▶ Task material:
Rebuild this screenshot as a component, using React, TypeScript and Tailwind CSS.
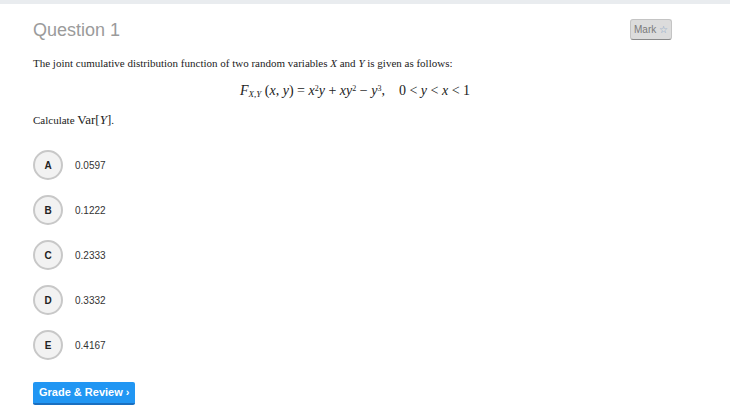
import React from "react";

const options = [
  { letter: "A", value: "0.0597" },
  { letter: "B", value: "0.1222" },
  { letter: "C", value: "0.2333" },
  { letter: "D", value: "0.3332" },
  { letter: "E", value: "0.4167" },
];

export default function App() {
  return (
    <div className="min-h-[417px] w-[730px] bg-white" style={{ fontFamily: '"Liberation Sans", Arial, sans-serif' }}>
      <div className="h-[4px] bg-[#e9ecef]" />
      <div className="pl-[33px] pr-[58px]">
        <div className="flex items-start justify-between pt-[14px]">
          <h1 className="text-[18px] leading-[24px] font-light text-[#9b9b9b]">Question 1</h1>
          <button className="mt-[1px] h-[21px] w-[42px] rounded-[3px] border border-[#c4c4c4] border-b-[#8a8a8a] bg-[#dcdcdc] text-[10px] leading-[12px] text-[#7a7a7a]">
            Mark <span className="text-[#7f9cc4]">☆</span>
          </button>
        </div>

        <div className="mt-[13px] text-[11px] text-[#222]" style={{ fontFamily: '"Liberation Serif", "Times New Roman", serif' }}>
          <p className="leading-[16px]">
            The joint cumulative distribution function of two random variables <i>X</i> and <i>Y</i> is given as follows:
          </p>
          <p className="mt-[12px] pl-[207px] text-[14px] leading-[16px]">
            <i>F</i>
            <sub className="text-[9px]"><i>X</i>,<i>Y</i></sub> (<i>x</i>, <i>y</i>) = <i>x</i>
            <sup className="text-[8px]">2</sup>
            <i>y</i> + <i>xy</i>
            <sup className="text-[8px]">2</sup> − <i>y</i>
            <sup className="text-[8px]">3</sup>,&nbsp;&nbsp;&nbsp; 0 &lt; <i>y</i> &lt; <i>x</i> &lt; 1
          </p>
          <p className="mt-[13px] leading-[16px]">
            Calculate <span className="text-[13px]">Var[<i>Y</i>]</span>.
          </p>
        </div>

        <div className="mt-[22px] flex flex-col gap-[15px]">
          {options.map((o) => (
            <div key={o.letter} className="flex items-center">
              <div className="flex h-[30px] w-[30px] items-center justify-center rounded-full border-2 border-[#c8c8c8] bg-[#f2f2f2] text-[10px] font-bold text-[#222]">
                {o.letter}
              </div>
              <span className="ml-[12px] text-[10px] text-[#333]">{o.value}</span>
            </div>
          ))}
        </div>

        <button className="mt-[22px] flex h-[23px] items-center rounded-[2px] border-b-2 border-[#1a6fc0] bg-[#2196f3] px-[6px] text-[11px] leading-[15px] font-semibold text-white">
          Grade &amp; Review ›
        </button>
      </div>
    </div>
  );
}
---
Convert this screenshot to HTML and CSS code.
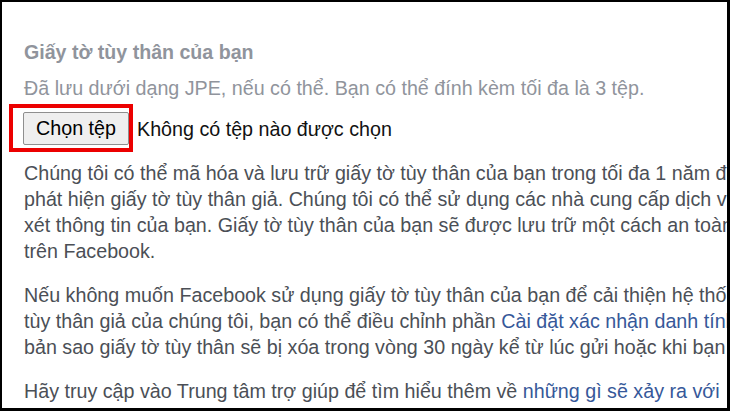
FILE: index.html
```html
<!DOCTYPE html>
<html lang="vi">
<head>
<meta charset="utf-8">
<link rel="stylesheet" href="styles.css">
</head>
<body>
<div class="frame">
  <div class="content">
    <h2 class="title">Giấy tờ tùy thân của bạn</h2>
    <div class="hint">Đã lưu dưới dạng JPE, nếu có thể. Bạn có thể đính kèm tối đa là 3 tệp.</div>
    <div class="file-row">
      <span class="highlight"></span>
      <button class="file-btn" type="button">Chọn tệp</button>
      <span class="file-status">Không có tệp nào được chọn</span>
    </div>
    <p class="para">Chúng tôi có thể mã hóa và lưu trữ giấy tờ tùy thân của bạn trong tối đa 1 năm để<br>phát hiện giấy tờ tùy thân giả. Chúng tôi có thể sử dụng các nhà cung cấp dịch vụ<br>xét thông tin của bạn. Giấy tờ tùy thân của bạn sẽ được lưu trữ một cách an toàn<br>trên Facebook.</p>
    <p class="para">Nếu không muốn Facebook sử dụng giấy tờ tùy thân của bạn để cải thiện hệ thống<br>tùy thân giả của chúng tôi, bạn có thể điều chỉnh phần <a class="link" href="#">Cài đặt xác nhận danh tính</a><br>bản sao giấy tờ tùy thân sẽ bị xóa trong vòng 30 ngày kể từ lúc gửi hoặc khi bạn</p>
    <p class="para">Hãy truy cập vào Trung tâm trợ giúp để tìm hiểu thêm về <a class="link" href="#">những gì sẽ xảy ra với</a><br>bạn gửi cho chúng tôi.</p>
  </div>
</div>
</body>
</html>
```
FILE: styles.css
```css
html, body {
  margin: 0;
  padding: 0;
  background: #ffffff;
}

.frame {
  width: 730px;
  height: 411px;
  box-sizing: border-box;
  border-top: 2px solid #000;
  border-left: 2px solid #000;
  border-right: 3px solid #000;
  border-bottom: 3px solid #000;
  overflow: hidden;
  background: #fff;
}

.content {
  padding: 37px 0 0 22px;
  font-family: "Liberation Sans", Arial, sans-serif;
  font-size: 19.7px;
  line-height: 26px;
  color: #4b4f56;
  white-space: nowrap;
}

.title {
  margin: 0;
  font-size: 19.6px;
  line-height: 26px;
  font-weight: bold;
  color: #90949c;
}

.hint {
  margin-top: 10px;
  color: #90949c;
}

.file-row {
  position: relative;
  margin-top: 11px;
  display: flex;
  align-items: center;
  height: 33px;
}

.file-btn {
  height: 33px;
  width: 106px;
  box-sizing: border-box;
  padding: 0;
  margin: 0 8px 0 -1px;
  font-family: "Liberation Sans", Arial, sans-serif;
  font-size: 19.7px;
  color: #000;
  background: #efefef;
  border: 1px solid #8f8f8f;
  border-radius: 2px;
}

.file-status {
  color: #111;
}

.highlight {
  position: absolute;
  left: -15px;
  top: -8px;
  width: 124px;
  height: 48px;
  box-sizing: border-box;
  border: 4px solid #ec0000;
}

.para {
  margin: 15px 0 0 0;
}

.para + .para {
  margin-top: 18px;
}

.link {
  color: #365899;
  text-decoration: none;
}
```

▶ Objective: Collect, from the material above, every line containing the word "this".

▶ Final result:
Rebuild this screenshot as a component, using React, TypeScript and Tailwind CSS.
Convert this screenshot to HTML and CSS code.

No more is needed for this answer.